Re-read the Op's post...  it tells you what devices and where they are used.

@OP
Enter your bios  and look in the "Advanced Frequency Settings".
Try enabling the "Spread Spectrum Control".

Check for noise...

A sound card *may*  help;however,  it all depends on what is  the cause and where the problems lies.


----------



## eidairaman1 (Jun 11, 2015)

you might try an isobar as a powerstrip, Otherwise Spend the dough on a decent sound card


----------



## OneMoar (Jun 11, 2015)

sound like your typical front panel ground loop
a lot of case vendors had this issue the issue is that the USB Ground and the audio ground are not separated 
solution is to get a better front panel bay or simply unplug the front panel connector


----------



## henry snider (Jun 11, 2015)

OneMoar said:


> sound like your typical front panel ground loop
> a lot of case vendors had this issue the issue is that the USB Ground and the audio ground are not separated
> solution is to get a better front panel bay or simply unplug the front panel connector


 It is not just the front panel.
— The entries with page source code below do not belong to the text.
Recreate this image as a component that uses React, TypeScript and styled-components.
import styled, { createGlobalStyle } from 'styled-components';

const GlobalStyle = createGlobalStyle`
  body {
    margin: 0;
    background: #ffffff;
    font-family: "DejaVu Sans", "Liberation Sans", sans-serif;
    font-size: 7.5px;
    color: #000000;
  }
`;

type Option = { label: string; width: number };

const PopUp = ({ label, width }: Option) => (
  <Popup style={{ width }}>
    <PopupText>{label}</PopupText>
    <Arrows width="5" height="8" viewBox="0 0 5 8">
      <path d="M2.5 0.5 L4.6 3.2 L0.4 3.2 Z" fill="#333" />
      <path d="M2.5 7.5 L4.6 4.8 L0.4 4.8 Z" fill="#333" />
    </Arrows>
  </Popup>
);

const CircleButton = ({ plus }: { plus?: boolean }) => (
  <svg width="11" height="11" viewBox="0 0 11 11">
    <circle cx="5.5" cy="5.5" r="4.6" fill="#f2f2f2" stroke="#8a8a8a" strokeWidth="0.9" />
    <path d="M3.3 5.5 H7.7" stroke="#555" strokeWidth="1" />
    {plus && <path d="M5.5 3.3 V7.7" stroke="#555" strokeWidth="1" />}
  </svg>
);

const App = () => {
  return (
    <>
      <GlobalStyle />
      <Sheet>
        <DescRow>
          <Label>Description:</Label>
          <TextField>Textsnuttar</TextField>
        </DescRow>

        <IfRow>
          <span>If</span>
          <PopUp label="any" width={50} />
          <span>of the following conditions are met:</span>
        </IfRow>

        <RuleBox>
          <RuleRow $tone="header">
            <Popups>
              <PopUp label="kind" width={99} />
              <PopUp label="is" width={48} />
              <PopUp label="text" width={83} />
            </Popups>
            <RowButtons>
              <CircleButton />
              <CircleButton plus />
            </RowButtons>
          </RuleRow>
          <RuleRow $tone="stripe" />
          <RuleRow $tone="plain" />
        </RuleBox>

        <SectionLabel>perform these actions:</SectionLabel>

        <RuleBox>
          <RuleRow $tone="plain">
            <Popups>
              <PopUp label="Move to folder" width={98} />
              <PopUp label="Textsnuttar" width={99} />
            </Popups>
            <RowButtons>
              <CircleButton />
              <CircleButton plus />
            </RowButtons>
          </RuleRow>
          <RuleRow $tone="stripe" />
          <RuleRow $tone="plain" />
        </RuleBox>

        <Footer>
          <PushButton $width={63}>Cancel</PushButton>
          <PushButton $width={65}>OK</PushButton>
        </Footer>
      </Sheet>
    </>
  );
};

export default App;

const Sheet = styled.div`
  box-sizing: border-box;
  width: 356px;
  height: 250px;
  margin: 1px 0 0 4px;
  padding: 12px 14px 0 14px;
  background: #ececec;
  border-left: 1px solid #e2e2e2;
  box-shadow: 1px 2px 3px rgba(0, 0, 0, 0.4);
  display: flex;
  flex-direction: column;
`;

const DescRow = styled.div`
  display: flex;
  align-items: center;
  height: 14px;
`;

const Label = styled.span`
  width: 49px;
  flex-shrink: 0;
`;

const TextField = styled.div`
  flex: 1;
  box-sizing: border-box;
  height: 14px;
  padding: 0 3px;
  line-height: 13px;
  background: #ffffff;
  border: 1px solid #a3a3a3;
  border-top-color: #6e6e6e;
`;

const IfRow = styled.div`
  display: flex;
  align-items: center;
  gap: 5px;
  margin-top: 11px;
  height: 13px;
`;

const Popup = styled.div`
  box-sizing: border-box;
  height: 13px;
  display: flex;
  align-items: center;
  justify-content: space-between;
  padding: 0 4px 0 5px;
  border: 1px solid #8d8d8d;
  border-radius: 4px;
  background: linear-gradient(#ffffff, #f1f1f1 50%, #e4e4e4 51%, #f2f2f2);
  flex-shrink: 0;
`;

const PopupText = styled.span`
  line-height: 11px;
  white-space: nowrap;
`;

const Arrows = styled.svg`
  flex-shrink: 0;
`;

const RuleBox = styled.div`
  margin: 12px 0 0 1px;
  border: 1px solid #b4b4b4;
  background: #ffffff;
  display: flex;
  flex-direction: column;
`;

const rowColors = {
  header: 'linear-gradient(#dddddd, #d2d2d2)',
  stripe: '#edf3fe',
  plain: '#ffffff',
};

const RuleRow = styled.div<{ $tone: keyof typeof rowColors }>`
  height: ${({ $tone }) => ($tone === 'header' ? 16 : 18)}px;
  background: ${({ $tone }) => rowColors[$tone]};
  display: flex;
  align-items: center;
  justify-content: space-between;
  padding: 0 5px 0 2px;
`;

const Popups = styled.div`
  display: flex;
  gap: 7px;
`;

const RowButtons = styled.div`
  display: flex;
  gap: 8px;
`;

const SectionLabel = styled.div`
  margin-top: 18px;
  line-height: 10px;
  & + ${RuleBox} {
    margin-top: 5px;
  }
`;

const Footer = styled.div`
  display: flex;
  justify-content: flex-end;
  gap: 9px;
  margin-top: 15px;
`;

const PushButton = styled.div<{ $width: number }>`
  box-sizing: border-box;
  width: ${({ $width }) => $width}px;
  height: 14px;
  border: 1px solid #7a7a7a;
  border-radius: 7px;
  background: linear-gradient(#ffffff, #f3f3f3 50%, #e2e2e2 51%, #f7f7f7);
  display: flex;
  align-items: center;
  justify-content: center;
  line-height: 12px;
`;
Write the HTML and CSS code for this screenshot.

The front panel USB works fine, none of the analog ports work anywhere on the computer. I've literally turned the computer on with only ram, mobo and cpu plugged in and it still happened. I'm pretty sure it's the mobo.

Also, the bios doesn't give me the option to turn spread spectrum on/off, it is permanently on auto.


----------



## OneMoar (Jun 11, 2015)

well alc887 isn't exactly up2date you could nap a cheap xonar card
personally I am partial to HTOMEGA


----------



## henry snider (Jun 11, 2015)

OneMoar said:


> well alc887 isn't exactly up2date you could nap a cheap xonar card
> personally I am partial to HTOMEGA



Yeah, I think I'm gonna try to look into a 40-60$ sound card. Couldn't hurt.

Thanks everyone.


----------



## RealNeil (Jun 11, 2015)

Check to see if everything is properly grounded from the wall outlet forward. If you have something to check the health of your grounding, do that.


----------



## eidairaman1 (Jun 11, 2015)

RealNeil said:


> Check to see if everything is properly grounded from the wall outlet forward. If you have something to check the health of your grounding, do that.



a Loose neutral in a 110-120V outlet can be bad for it even


----------



## RealNeil (Jun 11, 2015)

Right


----------



## henry snider (Jun 11, 2015)

eidairaman1 said:


> a Loose neutral in a 110-120V outlet can be bad for it even



Not 100% sure what you mean, but I have my PSU connected to a surge protector (always have) plugged into the wall. Everything is plugged in snugly.


----------



## eidairaman1 (Jun 11, 2015)

henry snider said:


> Not 100% sure what you mean, but I have my PSU connected to a surge protector (always have) plugged into the wall. Everything is plugged in snugly.



electrical noise can come from bad grounding/ loose neutral or even a worn breaker, too help reduce noise and filter power an Isobar might help.

Honestly a bad ground in a computer will cause the trouble, it might be easiest to just get a sound card and call it a day


----------



## droopyRO (Jun 11, 2015)

You could also try an external sound card or even a cheap DAC.


----------